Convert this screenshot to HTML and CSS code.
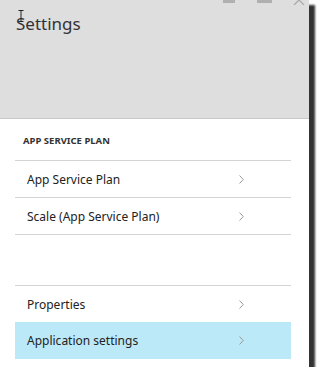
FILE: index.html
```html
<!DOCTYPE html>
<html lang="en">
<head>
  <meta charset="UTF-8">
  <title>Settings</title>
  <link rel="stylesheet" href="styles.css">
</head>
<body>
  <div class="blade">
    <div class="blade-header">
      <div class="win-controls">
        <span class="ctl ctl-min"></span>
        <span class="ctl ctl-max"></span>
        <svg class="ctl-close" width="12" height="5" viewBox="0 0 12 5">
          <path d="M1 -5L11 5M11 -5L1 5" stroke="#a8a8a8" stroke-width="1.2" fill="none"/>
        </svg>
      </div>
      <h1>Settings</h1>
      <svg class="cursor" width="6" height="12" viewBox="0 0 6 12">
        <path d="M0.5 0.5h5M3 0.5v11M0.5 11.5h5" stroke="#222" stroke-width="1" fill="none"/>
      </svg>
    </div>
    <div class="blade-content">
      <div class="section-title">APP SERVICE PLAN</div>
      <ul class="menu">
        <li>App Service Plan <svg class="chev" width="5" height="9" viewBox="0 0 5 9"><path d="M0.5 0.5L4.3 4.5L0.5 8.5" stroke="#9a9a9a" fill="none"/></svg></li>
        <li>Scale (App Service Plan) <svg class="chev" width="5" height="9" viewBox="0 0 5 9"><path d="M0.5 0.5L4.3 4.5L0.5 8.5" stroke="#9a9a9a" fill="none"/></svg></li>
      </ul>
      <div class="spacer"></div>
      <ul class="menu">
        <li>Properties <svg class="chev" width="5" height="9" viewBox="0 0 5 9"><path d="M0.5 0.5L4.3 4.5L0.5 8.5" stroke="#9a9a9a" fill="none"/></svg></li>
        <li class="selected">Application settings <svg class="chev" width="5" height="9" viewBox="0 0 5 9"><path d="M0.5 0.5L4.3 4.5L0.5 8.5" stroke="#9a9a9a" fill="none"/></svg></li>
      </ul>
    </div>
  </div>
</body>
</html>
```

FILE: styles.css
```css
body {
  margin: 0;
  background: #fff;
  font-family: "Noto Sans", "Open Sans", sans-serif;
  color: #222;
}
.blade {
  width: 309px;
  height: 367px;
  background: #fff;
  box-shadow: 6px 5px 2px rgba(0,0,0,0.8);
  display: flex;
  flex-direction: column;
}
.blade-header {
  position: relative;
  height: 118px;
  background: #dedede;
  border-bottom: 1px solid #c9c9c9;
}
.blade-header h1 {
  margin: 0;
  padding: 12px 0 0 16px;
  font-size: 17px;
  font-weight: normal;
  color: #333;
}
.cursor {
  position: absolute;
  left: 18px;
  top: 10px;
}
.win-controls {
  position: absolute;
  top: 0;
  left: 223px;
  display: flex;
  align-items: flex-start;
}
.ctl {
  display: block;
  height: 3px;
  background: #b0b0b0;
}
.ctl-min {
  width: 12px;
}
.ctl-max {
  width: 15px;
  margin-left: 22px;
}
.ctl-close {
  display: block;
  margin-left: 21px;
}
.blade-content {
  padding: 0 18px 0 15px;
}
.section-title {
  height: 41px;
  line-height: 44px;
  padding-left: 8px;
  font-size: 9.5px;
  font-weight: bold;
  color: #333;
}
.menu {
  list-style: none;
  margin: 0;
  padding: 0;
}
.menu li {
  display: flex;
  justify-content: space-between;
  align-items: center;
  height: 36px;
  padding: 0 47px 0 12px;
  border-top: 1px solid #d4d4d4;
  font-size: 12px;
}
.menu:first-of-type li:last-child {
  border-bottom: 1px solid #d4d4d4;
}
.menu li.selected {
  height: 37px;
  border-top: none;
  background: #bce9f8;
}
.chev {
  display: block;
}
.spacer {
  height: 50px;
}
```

▸ WRITTEN PROBLEM
Return the material exactly as given, apart from the pictures.

▸ EXERCISE RESPONSE
Convert this screenshot to HTML and CSS code.
FILE: index.html
```html
<!DOCTYPE html>
<html lang="en">
<head>
  <meta charset="UTF-8">
  <title>Settings</title>
  <link rel="stylesheet" href="styles.css">
</head>
<body>
  <div class="blade">
    <div class="blade-header">
      <div class="win-controls">
        <span class="ctl ctl-min"></span>
        <span class="ctl ctl-max"></span>
        <svg class="ctl-close" width="12" height="5" viewBox="0 0 12 5">
          <path d="M1 -5L11 5M11 -5L1 5" stroke="#a8a8a8" stroke-width="1.2" fill="none"/>
        </svg>
      </div>
      <h1>Settings</h1>
      <svg class="cursor" width="6" height="12" viewBox="0 0 6 12">
        <path d="M0.5 0.5h5M3 0.5v11M0.5 11.5h5" stroke="#222" stroke-width="1" fill="none"/>
      </svg>
    </div>
    <div class="blade-content">
      <div class="section-title">APP SERVICE PLAN</div>
      <ul class="menu">
        <li>App Service Plan <svg class="chev" width="5" height="9" viewBox="0 0 5 9"><path d="M0.5 0.5L4.3 4.5L0.5 8.5" stroke="#9a9a9a" fill="none"/></svg></li>
        <li>Scale (App Service Plan) <svg class="chev" width="5" height="9" viewBox="0 0 5 9"><path d="M0.5 0.5L4.3 4.5L0.5 8.5" stroke="#9a9a9a" fill="none"/></svg></li>
      </ul>
      <div class="spacer"></div>
      <ul class="menu">
        <li>Properties <svg class="chev" width="5" height="9" viewBox="0 0 5 9"><path d="M0.5 0.5L4.3 4.5L0.5 8.5" stroke="#9a9a9a" fill="none"/></svg></li>
        <li class="selected">Application settings <svg class="chev" width="5" height="9" viewBox="0 0 5 9"><path d="M0.5 0.5L4.3 4.5L0.5 8.5" stroke="#9a9a9a" fill="none"/></svg></li>
      </ul>
    </div>
  </div>
</body>
</html>
```

FILE: styles.css
```css
body {
  margin: 0;
  background: #fff;
  font-family: "Noto Sans", "Open Sans", sans-serif;
  color: #222;
}
.blade {
  width: 309px;
  height: 367px;
  background: #fff;
  box-shadow: 6px 5px 2px rgba(0,0,0,0.8);
  display: flex;
  flex-direction: column;
}
.blade-header {
  position: relative;
  height: 118px;
  background: #dedede;
  border-bottom: 1px solid #c9c9c9;
}
.blade-header h1 {
  margin: 0;
  padding: 12px 0 0 16px;
  font-size: 17px;
  font-weight: normal;
  color: #333;
}
.cursor {
  position: absolute;
  left: 18px;
  top: 10px;
}
.win-controls {
  position: absolute;
  top: 0;
  left: 223px;
  display: flex;
  align-items: flex-start;
}
.ctl {
  display: block;
  height: 3px;
  background: #b0b0b0;
}
.ctl-min {
  width: 12px;
}
.ctl-max {
  width: 15px;
  margin-left: 22px;
}
.ctl-close {
  display: block;
  margin-left: 21px;
}
.blade-content {
  padding: 0 18px 0 15px;
}
.section-title {
  height: 41px;
  line-height: 44px;
  padding-left: 8px;
  font-size: 9.5px;
  font-weight: bold;
  color: #333;
}
.menu {
  list-style: none;
  margin: 0;
  padding: 0;
}
.menu li {
  display: flex;
  justify-content: space-between;
  align-items: center;
  height: 36px;
  padding: 0 47px 0 12px;
  border-top: 1px solid #d4d4d4;
  font-size: 12px;
}
.menu:first-of-type li:last-child {
  border-bottom: 1px solid #d4d4d4;
}
.menu li.selected {
  height: 37px;
  border-top: none;
  background: #bce9f8;
}
.chev {
  display: block;
}
.spacer {
  height: 50px;
}
```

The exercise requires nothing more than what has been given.